Written request: Quote the listing below in full and exactly as written, but omit every picture.

Dataset section:
•••••
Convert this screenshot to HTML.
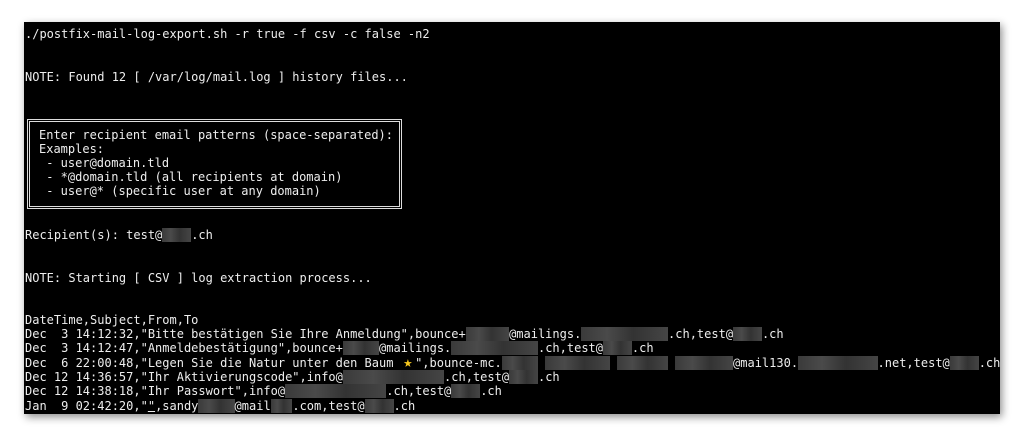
<!DOCTYPE html>
<html><head><meta charset="utf-8">
<style>
html,body{margin:0;padding:0;background:#fff;width:1024px;height:440px;overflow:hidden}
#t{position:absolute;left:24px;top:22px;width:976px;height:392px;background:#000;box-shadow:2px 3px 8px rgba(0,0,0,.45);}
.l{position:absolute;left:25px;font-family:"DejaVu Sans Mono","Liberation Mono",monospace;font-size:12px;line-height:14px;color:#eeeeee;white-space:pre;}
.b{background:linear-gradient(90deg,#3a3a3a,#4a4a4a 30%,#333 60%,#454545);color:transparent}
#box{position:absolute;left:27px;top:119px;width:369px;height:84px;border:3px double #ddd;}
.cur{text-decoration:underline}
.star{display:inline-block;width:14.4px;text-align:center;color:#f7c81e;font-size:15px;line-height:12px;vertical-align:top}
</style></head><body>
<div id="t"></div>
<div class="l" style="top:27px">./postfix-mail-log-export.sh -r true -f csv -c false -n2</div>
<div class="l" style="top:70px">NOTE: Found 12 [ /var/log/mail.log ] history files...</div>
<div id="box"></div>
<div class="l" style="top:128px;left:39px">Enter recipient email patterns (space-separated):
Examples:
 - user@domain.tld
 - *@domain.tld (all recipients at domain)
 - user@* (specific user at any domain)</div>
<div class="l" style="top:228px">Recipient(s): test@<span class="b">    </span>.ch</div>
<div class="l" style="top:271px">NOTE: Starting [ CSV ] log extraction process...</div>
<div class="l" style="top:313px">DateTime,Subject,From,To</div>
<div class="l" style="top:327px">Dec  3 14:12:32,"Bitte bestätigen Sie Ihre Anmeldung",bounce+<span class="b">      </span>@mailings.<span class="b">            </span>.ch,test@<span class="b">    </span>.ch</div>
<div class="l" style="top:341px">Dec  3 14:12:47,"Anmeldebestätigung",bounce+<span class="b">     </span>@mailings.<span class="b">            </span>.ch,test@<span class="b">    </span>.ch</div>
<div class="l" style="top:356px">Dec  6 22:00:48,"Legen Sie die Natur unter den Baum <span class="star">★</span>",bounce-mc.<span class="b">     </span> <span class="b">         </span> <span class="b">       </span> <span class="b">        </span>@mail130.<span class="b">           </span>.net,test@<span class="b">    </span>.ch</div>
<div class="l" style="top:370px">Dec 12 14:36:57,"Ihr Aktivierungscode",info@<span class="b">              </span>.ch,test@<span class="b">    </span>.ch</div>
<div class="l" style="top:384px">Dec 12 14:38:18,"Ihr Passwort",info@<span class="b">              </span>.ch,test@<span class="b">    </span>.ch</div>
<div class="l" style="top:399px">Jan  9 02:42:20,"<span class="cur">"</span>,sandy<span class="b">     </span>@mail<span class="b">   </span>.com,test@<span class="b">    </span>.ch</div>
</body></html>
•••••
Written answer:
Convert this screenshot to HTML.
<!DOCTYPE html>
<html><head><meta charset="utf-8">
<style>
html,body{margin:0;padding:0;background:#fff;width:1024px;height:440px;overflow:hidden}
#t{position:absolute;left:24px;top:22px;width:976px;height:392px;background:#000;box-shadow:2px 3px 8px rgba(0,0,0,.45);}
.l{position:absolute;left:25px;font-family:"DejaVu Sans Mono","Liberation Mono",monospace;font-size:12px;line-height:14px;color:#eeeeee;white-space:pre;}
.b{background:linear-gradient(90deg,#3a3a3a,#4a4a4a 30%,#333 60%,#454545);color:transparent}
#box{position:absolute;left:27px;top:119px;width:369px;height:84px;border:3px double #ddd;}
.cur{text-decoration:underline}
.star{display:inline-block;width:14.4px;text-align:center;color:#f7c81e;font-size:15px;line-height:12px;vertical-align:top}
</style></head><body>
<div id="t"></div>
<div class="l" style="top:27px">./postfix-mail-log-export.sh -r true -f csv -c false -n2</div>
<div class="l" style="top:70px">NOTE: Found 12 [ /var/log/mail.log ] history files...</div>
<div id="box"></div>
<div class="l" style="top:128px;left:39px">Enter recipient email patterns (space-separated):
Examples:
 - user@domain.tld
 - *@domain.tld (all recipients at domain)
 - user@* (specific user at any domain)</div>
<div class="l" style="top:228px">Recipient(s): test@<span class="b">    </span>.ch</div>
<div class="l" style="top:271px">NOTE: Starting [ CSV ] log extraction process...</div>
<div class="l" style="top:313px">DateTime,Subject,From,To</div>
<div class="l" style="top:327px">Dec  3 14:12:32,"Bitte bestätigen Sie Ihre Anmeldung",bounce+<span class="b">      </span>@mailings.<span class="b">            </span>.ch,test@<span class="b">    </span>.ch</div>
<div class="l" style="top:341px">Dec  3 14:12:47,"Anmeldebestätigung",bounce+<span class="b">     </span>@mailings.<span class="b">            </span>.ch,test@<span class="b">    </span>.ch</div>
<div class="l" style="top:356px">Dec  6 22:00:48,"Legen Sie die Natur unter den Baum <span class="star">★</span>",bounce-mc.<span class="b">     </span> <span class="b">         </span> <span class="b">       </span> <span class="b">        </span>@mail130.<span class="b">           </span>.net,test@<span class="b">    </span>.ch</div>
<div class="l" style="top:370px">Dec 12 14:36:57,"Ihr Aktivierungscode",info@<span class="b">              </span>.ch,test@<span class="b">    </span>.ch</div>
<div class="l" style="top:384px">Dec 12 14:38:18,"Ihr Passwort",info@<span class="b">              </span>.ch,test@<span class="b">    </span>.ch</div>
<div class="l" style="top:399px">Jan  9 02:42:20,"<span class="cur">"</span>,sandy<span class="b">     </span>@mail<span class="b">   </span>.com,test@<span class="b">    </span>.ch</div>
</body></html>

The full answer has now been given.